Viertens müssen die administrativen Lasten und die Steuersysteme entschlackt werden. Fünftens schließlich müssen die Verkehrsprobleme gelöst werden, weiß De Tijd.
L'Echo kommentiert die Pläne der wallonischen Regierung, ab 2050 das Bebauen von bis dahin nicht bebauten Flächen zu verbieten: Diese Idee geht einher mit weiteren Maßnahmen zum Schutz der Umwelt. Das ist natürlich gut. Doch zwei Fragen drängen sich auf: Warum mit diesem Umweltschutz bis 2050 warten? Und wie vertragen sich diese Pläne mit den Projekten, die Wirtschaft in der Wallonie langfristig zu fördern, fragt L'Echo.
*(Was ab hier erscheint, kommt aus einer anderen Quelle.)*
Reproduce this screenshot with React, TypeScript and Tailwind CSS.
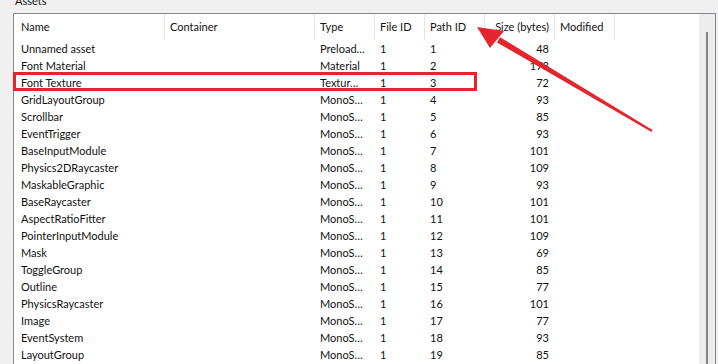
import React from "react";

type Col = { key: string; label: string; w: string; right?: boolean; pl: string };

const cols: Col[] = [
  { key: "name", label: "Name", w: "w-[151px]", pl: "pl-[7px]" },
  { key: "container", label: "Container", w: "w-[150px]", pl: "pl-[5px]" },
  { key: "type", label: "Type", w: "w-[60px]", pl: "pl-[5px]" },
  { key: "file", label: "File ID", w: "w-[50px]", pl: "pl-[5px]" },
  { key: "path", label: "Path ID", w: "w-[60px]", pl: "pl-[5px]" },
  { key: "size", label: "Size (bytes)", w: "w-[70px]", right: true, pl: "pl-[5px]" },
  { key: "modified", label: "Modified", w: "w-[60px]", pl: "pl-[5px]" },
];

const rows: [string, string, number][] = [
  ["Unnamed asset", "Preload…", 48],
  ["Font Material", "Material", 173],
  ["Font Texture", "Textur…", 72],
  ["GridLayoutGroup", "MonoS…", 93],
  ["Scrollbar", "MonoS…", 85],
  ["EventTrigger", "MonoS…", 93],
  ["BaseInputModule", "MonoS…", 101],
  ["Physics2DRaycaster", "MonoS…", 109],
  ["MaskableGraphic", "MonoS…", 93],
  ["BaseRaycaster", "MonoS…", 101],
  ["AspectRatioFitter", "MonoS…", 101],
  ["PointerInputModule", "MonoS…", 109],
  ["Mask", "MonoS…", 69],
  ["ToggleGroup", "MonoS…", 85],
  ["Outline", "MonoS…", 77],
  ["PhysicsRaycaster", "MonoS…", 101],
  ["Image", "MonoS…", 77],
  ["EventSystem", "MonoS…", 93],
  ["LayoutGroup", "MonoS…", 85],
];

const Annotations = () => (
  <svg
    className="absolute inset-0 pointer-events-none"
    width={718}
    height={364}
    viewBox="0 0 718 364"
  >
    <rect x={14.5} y={73.5} width={461} height={16} fill="none" stroke="#e3262e" strokeWidth={3} />
    <polygon points="500,37.2 497,42.4 651.5,131.9 652.5,130.1" fill="#e3262e" />
    <polygon points="477,27 504,31 490,48" fill="#e3262e" />
  </svg>
);

const App = () => {
  return (
    <div
      className="relative w-[718px] h-[364px] overflow-hidden bg-[#f0f0f0] text-[#111] text-[11px]"
      style={{ fontFamily: "Lato, 'Noto Sans', sans-serif" }}
    >
      <div className="h-[13px] overflow-hidden">
        <div className="-mt-[7px] pl-[15px] leading-[15px]">Assets</div>
      </div>
      <div className="ml-[13px] w-[703px] h-[360px] border border-[#828790] bg-white flex">
        <div className="flex-1 flex flex-col">
          {/* header */}
          <div className="flex h-[26px]">
            {cols.map((c) => (
              <div
                key={c.key}
                className={`${c.w} ${c.pl} pr-[5px] flex items-center border-r border-[#e5e5e5] whitespace-nowrap ${
                  c.right ? "justify-end" : ""
                }`}
              >
                {c.label}
              </div>
            ))}
          </div>
          {rows.map(([name, type, size], i) => (
            <div key={i} className="flex h-[17px] items-center leading-[17px] whitespace-nowrap">
              <div className="w-[151px] pl-[7px]">{name}</div>
              <div className="w-[150px] pl-[5px]"></div>
              <div className="w-[60px] pl-[5px]">{type}</div>
              <div className="w-[50px] pl-[5px]">1</div>
              <div className="w-[60px] pl-[5px]">{i + 1}</div>
              <div className="w-[70px] pr-[6px] text-right">{size}</div>
              <div className="w-[60px]"></div>
            </div>
          ))}
        </div>
        <div className="w-[16px] bg-[#ededed] pt-[18px] pl-[7px]">
          <div className="w-[2px] h-full bg-[#858585]" />
        </div>
      </div>
      <Annotations />
    </div>
  );
};

export default App;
Zum endgültigen Aus für ein neues Nationalstadion in Grimbergen bei Brüssel schreibt La Libre Belgique: Die ganze Sache zeigt, dass es immer schwieriger wird, wenn nicht gar unmöglich ist, ein nationales Projekt in Belgien zu verwirklichen.
Bei Infrastrukturprojekten wird unser kleiner Staat auf seine kleinen Regionen zurückgeworfen. Bis zu dem Tag, an dem man wieder verstanden haben wird, dass nur Einigkeit stark machen kann, prophezeit La Libre Belgique.